- By Andrew Broderick
Senior Analyst - March 14, 2022
The COVID-19 pandemic influenced consumers’ trust and engagement with healthcare, and challenged providers in innumerable, unforeseeable ways that today are helping establish digital platforms as the foundation for the industry’s customer service strategy.
NRC Health’s 2022 Healthcare Consumer Trends Report, which surveys more than 300,000 American households, provides insights into consumer sentiment that healthcare organizations can use to find creative solutions that will help improve care delivery and enhance the patient experience (PX). And with nearly 35% consumers indicating no particular preference for a healthcare brand in 2021, hospitals and health systems have a sizeable opportunity to ensure that their brand is preferred.
The findings that providers can turn into opportunities for engaging with consumers and patients, as well as driving healthcare recall and brand awareness, include:
- Delayed Care: Although care deferment decreased from 33% in the fourth quarter of 2020 to 27.1% during the fourth quarter of 2021, delays in care were greatest for preventative care. As a result, consumers seeking care today may be sicklier and costlier to treat. NRC recommends health systems and public health organizations begin to develop effective communications to assuage consumers’ concerns and encourage them to seek timely care, especially for preventative care needs.
- Mental Health: The mental health crisis that the pandemic has left in its tow has been equally as devastating. With nearly one-in-three consumers (30%) experiencing a worsening in their mental health during the pandemic, and related hospitalizations increasing nearly two-fold (190%) from 2020 to 2021, the healthcare industry would be remiss if it does not take action now to mitigate and prevent the deleterious downstream effects that will continue to permeate long after the pandemic has passed.

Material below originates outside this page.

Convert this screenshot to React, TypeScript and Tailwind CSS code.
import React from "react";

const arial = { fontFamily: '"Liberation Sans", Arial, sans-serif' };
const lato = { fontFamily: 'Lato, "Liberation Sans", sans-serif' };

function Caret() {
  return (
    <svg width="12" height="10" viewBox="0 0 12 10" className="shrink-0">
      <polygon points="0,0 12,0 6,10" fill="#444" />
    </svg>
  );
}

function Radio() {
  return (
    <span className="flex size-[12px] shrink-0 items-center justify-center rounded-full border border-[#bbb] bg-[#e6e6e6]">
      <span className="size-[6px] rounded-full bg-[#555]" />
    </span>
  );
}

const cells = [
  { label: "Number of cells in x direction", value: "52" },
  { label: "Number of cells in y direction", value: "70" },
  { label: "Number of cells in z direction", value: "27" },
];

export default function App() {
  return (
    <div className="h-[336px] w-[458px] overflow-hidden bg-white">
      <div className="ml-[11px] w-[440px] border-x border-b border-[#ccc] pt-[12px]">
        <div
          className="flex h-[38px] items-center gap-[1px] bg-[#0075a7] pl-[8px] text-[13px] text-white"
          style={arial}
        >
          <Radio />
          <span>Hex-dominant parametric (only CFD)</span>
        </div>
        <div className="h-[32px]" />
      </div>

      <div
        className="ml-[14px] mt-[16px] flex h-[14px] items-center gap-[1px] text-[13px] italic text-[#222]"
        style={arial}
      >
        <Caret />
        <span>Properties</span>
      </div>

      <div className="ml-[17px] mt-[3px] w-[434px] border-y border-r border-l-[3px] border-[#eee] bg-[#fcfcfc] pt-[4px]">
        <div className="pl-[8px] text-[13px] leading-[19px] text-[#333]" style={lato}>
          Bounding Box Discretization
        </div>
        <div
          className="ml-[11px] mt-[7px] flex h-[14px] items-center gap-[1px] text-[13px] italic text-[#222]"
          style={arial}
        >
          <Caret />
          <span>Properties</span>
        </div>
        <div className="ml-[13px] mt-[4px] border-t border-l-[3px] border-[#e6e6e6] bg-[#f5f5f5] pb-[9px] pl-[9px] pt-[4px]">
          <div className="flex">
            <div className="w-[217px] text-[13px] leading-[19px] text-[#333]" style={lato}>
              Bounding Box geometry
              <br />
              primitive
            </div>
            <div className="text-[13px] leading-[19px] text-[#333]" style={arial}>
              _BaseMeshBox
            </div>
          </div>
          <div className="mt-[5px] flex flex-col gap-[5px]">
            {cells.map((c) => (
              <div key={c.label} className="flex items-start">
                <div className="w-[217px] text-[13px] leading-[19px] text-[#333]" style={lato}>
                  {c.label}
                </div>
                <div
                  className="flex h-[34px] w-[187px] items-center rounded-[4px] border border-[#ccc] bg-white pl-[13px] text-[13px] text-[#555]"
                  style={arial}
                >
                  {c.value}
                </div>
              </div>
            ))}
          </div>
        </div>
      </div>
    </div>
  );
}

- Telehealth: Although levels of enthusiasm for and utilization of telehealth have waned from those experienced during the pandemic, consumer interest from the user perspectives of feasibility and usability, and across service lines, continues to be strong. However, NRC data indicates healthcare organizations need to be more strategic in determining which platform capabilities and for which consumers, services and staff, that telehealth offerings would be most effective operationally.

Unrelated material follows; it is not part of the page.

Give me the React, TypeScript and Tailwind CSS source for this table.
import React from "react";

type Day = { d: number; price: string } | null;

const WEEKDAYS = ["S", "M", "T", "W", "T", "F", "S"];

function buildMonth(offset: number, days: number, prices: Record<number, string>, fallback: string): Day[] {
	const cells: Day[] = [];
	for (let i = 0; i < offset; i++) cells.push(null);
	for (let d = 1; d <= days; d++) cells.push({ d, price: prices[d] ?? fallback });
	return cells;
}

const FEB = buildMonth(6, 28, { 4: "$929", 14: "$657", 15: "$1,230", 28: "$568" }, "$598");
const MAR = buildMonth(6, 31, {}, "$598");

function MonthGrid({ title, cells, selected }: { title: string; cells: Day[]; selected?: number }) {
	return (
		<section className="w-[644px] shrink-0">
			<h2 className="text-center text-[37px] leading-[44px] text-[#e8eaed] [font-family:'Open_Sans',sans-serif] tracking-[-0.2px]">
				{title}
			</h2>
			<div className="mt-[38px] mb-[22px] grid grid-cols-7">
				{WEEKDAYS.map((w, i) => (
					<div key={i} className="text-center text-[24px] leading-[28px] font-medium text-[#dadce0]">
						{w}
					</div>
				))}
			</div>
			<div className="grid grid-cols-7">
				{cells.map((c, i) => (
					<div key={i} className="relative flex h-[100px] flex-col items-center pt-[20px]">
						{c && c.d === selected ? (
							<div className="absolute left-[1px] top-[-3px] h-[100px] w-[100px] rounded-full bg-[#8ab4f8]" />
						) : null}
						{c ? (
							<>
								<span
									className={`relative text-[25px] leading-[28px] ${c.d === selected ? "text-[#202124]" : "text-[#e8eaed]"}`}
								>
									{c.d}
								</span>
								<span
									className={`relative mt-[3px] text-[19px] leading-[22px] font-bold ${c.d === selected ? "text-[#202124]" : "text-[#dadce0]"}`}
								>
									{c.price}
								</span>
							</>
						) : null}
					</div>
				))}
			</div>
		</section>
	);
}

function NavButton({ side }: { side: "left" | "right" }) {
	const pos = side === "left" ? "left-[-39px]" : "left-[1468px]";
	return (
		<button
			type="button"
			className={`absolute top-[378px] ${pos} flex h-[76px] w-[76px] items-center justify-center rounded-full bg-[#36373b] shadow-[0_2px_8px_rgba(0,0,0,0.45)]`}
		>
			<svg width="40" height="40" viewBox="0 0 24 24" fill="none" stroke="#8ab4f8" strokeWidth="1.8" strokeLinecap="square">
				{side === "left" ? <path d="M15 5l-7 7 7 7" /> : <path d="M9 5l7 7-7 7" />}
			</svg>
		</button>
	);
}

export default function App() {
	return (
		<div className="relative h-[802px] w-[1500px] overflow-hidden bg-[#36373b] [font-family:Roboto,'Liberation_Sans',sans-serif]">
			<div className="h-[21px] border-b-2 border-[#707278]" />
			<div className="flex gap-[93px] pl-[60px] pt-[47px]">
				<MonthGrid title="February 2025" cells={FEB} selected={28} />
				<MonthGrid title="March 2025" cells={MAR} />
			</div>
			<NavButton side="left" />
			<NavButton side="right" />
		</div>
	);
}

NRC data show that consumer healthcare recall is improving, with marketing recall having increased from 59.4% in 2020 to 64.5% in 2021. NRC also identifies encouraging signs for the industry’s digital healthcare efforts, which create opportunities to generate data and automate tasks to personalize communications and deliver to consumers the information they want, and where and when they want it. Mobile-responsive platforms offer significant opportunities for consumer access to that information (51.2%), with social media the third most recalled ad platform after television (38.7%) and billboards (11.8%). In particular, consumers report a 5.8% increase between 2020 and 2021 in helpful health information available from hospital websites. With visits to hospital websites reaching an all-time high of 31% as of November 2021, annual visitor traffic to hospital websites was up 4.6% between 2020 and 2021.

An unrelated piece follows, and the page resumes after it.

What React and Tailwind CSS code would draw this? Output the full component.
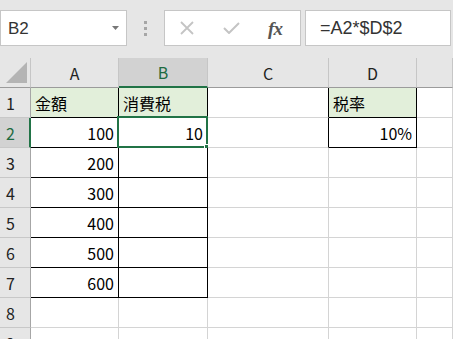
import React from 'react';

const COLS = [
  { key: 'A', w: 'w-[88px]' },
  { key: 'B', w: 'w-[89px]' },
  { key: 'C', w: 'w-[121px]' },
  { key: 'D', w: 'w-[88px]' },
  { key: 'E', w: 'flex-1' },
];

const data = {
  1: { A: { v: '金額', left: true, fill: true }, B: { v: '消費税', left: true, fill: true }, D: { v: '税率', left: true, fill: true } },
  2: { A: { v: '100' }, B: { v: '10' }, D: { v: '10%' } },
  3: { A: { v: '200' } },
  4: { A: { v: '300' } },
  5: { A: { v: '400' } },
  6: { A: { v: '500' } },
  7: { A: { v: '600' } },
};

// black borders for the table A1:B7 and D1:D2 (+ C right edge next to D)
function edge(row, col) {
  const inTable = row >= 1 && row <= 7 && (col === 'A' || col === 'B');
  const inRate = (row === 1 || row === 2) && col === 'D';
  const leftOfRate = (row === 1 || row === 2) && col === 'C';
  return {
    right: inTable || inRate || leftOfRate ? 'border-r-black' : 'border-r-[#d4d4d4]',
    bottom: inTable || inRate ? 'border-b-black' : 'border-b-[#d4d4d4]',
  };
}

function Toolbar() {
  return (
    <div className="h-[58px] bg-[#e6e6e6] flex items-start pt-[10px]">
      <div className="w-[127px] h-[36px] bg-white border border-[#c6c6c6] flex items-center justify-between pl-[7px] pr-[7px]">
        <span className="text-[17px] text-[#333] font-['Liberation_Sans',sans-serif]">B2</span>
        <svg width="7" height="4" viewBox="0 0 7 4"><path d="M0 0h7L3.5 4z" fill="#777" /></svg>
      </div>
      <div className="w-[37px] h-[36px] flex flex-col items-center justify-center gap-[3px]">
        <div className="w-[3px] h-[3px] bg-[#a6a6a6]" />
        <div className="w-[3px] h-[3px] bg-[#a6a6a6]" />
        <div className="w-[3px] h-[3px] bg-[#a6a6a6]" />
      </div>
      <div className="w-[137px] h-[36px] bg-white border border-[#c6c6c6] flex items-center">
        <div className="w-[44px] flex justify-center">
          <svg width="14" height="14" viewBox="0 0 14 14"><path d="M1 1l12 12M13 1L1 13" stroke="#c4c4c4" strokeWidth="1.8" /></svg>
        </div>
        <div className="w-[44px] flex justify-center">
          <svg width="17" height="12" viewBox="0 0 17 12"><path d="M1 6l5 5L16 1" stroke="#c4c4c4" strokeWidth="2" fill="none" /></svg>
        </div>
        <div className="w-[44px] flex justify-center">
          <span className="text-[19px] italic font-bold text-[#555] font-['Liberation_Serif',serif] tracking-[-1px]">fx</span>
        </div>
      </div>
      <div className="ml-[4px] w-[146px] h-[36px] bg-white border border-[#c6c6c6] flex items-center pl-[14px]">
        <span className="text-[18px] text-[#333] font-['Liberation_Sans',sans-serif]">=A2*$D$2</span>
      </div>
    </div>
  );
}

function HeaderRow() {
  return (
    <div className="flex h-[30px]">
      <div className="w-[31px] h-full bg-[#e6e6e6] border-r border-r-[#c6c6c6] border-b border-b-[#9b9b9b] relative">
        <svg className="absolute left-[6px] top-[4px]" width="22" height="22" viewBox="0 0 22 22"><path d="M21 0V21H0z" fill="#b4b4b4" /></svg>
      </div>
      {COLS.map(c => {
        const sel = c.key === 'B';
        return (
          <div key={c.key}
            className={`${c.w} h-full flex items-center justify-center border-r border-r-[#c6c6c6] ${sel ? 'bg-[#d2d2d2] border-b-2 border-b-[#217346] text-[#1e6b41]' : 'bg-[#e6e6e6] border-b border-b-[#9b9b9b] text-[#222]'}`}>
            {c.key === 'E' ? '' : c.key}
          </div>
        );
      })}
    </div>
  );
}

function Row({ n }) {
  const sel = n === 2;
  const cells = data[n] || {};
  return (
    <div className="flex h-[30px]">
      <div className={`w-[31px] h-full flex items-center pl-[6px] border-b border-b-[#c8c8c8] ${sel ? 'bg-[#d2d2d2] border-r-2 border-r-[#217346] text-[#1e6b41]' : 'bg-[#e6e6e6] border-r border-r-[#a6a6a6] text-[#222]'}`}>
        {n}
      </div>
      {COLS.map(c => {
        const cell = cells[c.key];
        const e = edge(n, c.key);
        return (
          <div key={c.key}
            className={`${c.w} h-full relative flex items-center border-r border-b ${e.right} ${e.bottom} ${cell && cell.fill ? 'bg-[#e2efda]' : 'bg-white'} ${cell && cell.left ? 'justify-start pl-[4px]' : 'justify-end pr-[4px]'} text-black`}>
            {cell ? cell.v : ''}
            {sel && c.key === 'B' && (
              <div className="absolute left-[-2px] top-[-2px] w-[91px] h-[32px] border-2 border-[#217346]">
                <div className="absolute left-[85px] top-[26px] w-[7px] h-[7px] bg-[#217346] border border-white" />
              </div>
            )}
          </div>
        );
      })}
    </div>
  );
}

export default function App() {
  return (
    <div className="w-[453px] h-[339px] overflow-hidden bg-white font-['Noto_Sans_CJK_JP',sans-serif] text-[16px] leading-none">
      <Toolbar />
      <HeaderRow />
      {[1, 2, 3, 4, 5, 6, 7, 8, 9].map(n => <Row key={n} n={n} />)}
    </div>
  );
}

With healthcare organizations having opportunities to build their brands using personalization techniques and an omnichannel approach to target and engage active patients, NRC stresses that hospitals and health systems must meet consumers where they are. In particular, healthcare organizations need to develop a better understanding of patient preferences. Despite consumers’ likelihood of recommending hospitals and health systems increasing by about 3 percentage points to just over 23% in the year to November 2021, patient experience is not meeting expectations, with PX Net Promoter Scores declining from 56 in April 2020 to 44 in December 2021.
After decade-long investments of billions of dollars annually to boost patient recommendation scores, the return on investment has been negligible. And if providers are to make their brand preferred among consumers, then organizations need to start recognizing that 99% of a patient’s life happens beyond the hospital care setting.